For investors who bet against the company by borrowing shares and then selling them, taking a short position, a spike by the stock could mean big losses and margin calls from brokers. As a result, the shorts may have to buy shares to cover their positions, giving the run more fuel.
Ihor Dusaniwksy, the managing director of S3 Partners, said in a tweet that more than 40% of the float, or shares available for trading, were short positions, putting those traders more than $500 million in the hole just this month.
Ever since it went public last May, Beyond Meat has been a volatile stock. Shares jumped 163% on the first day of trading, and its highest closing price of nearly $235 in July was more than $200 above its initial public offering price.
The stock then came crashing back toward earth. As the stock slumped from its peak, Beyond Meat announced a secondary offering and shares fell more than 10%. Then, as a lockup from the IPO expired at the end of October, allowing early investors and insiders to sell their shares, the stock fell back below $100 per share.

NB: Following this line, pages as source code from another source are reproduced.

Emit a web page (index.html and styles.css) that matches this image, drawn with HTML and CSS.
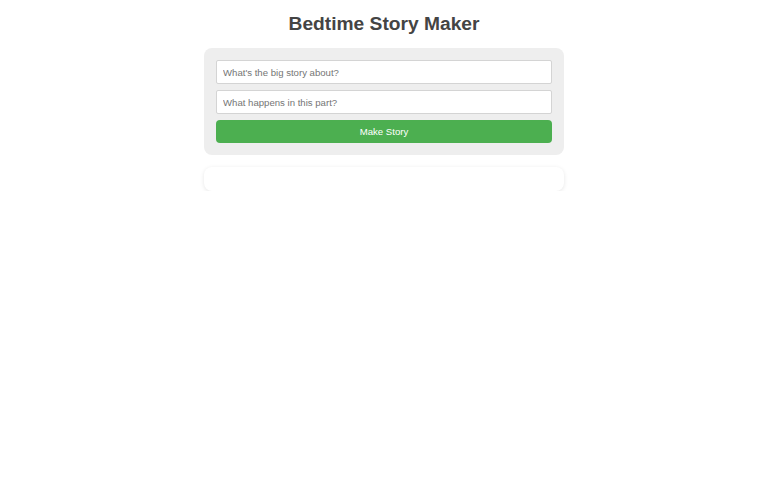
FILE: index.html
```html
<!DOCTYPE html>
<html lang="en">
<head>
    <meta charset="UTF-8">
    <meta name="viewport" content="width=device-width, initial-scale=1.0">
    <title>Bedtime Story Maker</title>
    <link rel="stylesheet" href="styles.css">
</head>
<body>
    <div class="wrap">
        <h1>Bedtime Story Maker</h1>
        <div class="form-box">
            <input type="text" class="field" placeholder="What's the big story about?">
            <input type="text" class="field" placeholder="What happens in this part?">
            <button class="make-btn">Make Story</button>
        </div>
        <div class="story"></div>
    </div>
</body>
</html>
```

FILE: styles.css
```css
body {
    margin: 0;
    font-family: "Liberation Sans", Arial, sans-serif;
    background: #fff;
}
.wrap {
    width: 360px;
    margin: 0 auto;
}
h1 {
    font-size: 19.2px;
    color: #444;
    text-align: center;
    margin: 12px 0 13px;
    line-height: 23px;
}
.form-box {
    background: #eee;
    border-radius: 8px;
    padding: 12px;
    display: flex;
    flex-direction: column;
    gap: 6px;
}
.field {
    height: 24px;
    box-sizing: border-box;
    border: 1px solid #d4d4d4;
    border-radius: 2px;
    padding: 0 6px;
    font-family: "Liberation Sans", Arial, sans-serif;
    font-size: 9.6px;
    color: #333;
    background: #fff;
    outline: none;
}
.field::placeholder {
    color: #757575;
}
.make-btn {
    height: 23px;
    border: none;
    border-radius: 4px;
    background: #4caf50;
    color: #fff;
    font-family: "Liberation Sans", Arial, sans-serif;
    font-size: 9.6px;
    cursor: pointer;
}
.story {
    margin-top: 12px;
    background: #fff;
    border-radius: 8px;
    padding: 12px;
    box-shadow: 0 1px 4px rgba(0, 0, 0, 0.1);
}
```
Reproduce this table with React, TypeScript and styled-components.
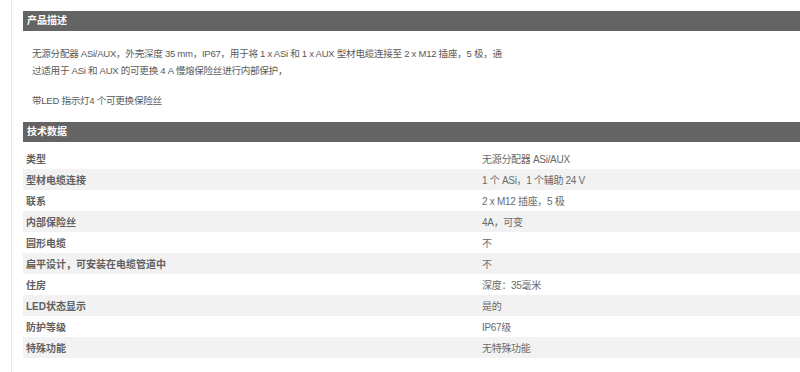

Bernstein’s Alexia Howard, who has a price target of $106 per share for the stock, said in a note to clients last week that the stock was more reasonable for institutional investors now that its total shares had increased. McLee also said that institutional investors may be slowly coming off the sidelines and helping the stock rise.
“Even towards the end of last year, I know a lot of people were saying, ‘even if they stock’s too volatile for us at this point, we need to do the work,” McLee said. “And I think maybe now that you’ve seen the calendar flip over, on the institutional side people are taking a closer look and actually putting in positions.”
For its most recent quarterly report, released in October, Beyond Meat reported $92 million in revenue. Its share price on Tuesday gave it a market cap of roughly $7.2 billion.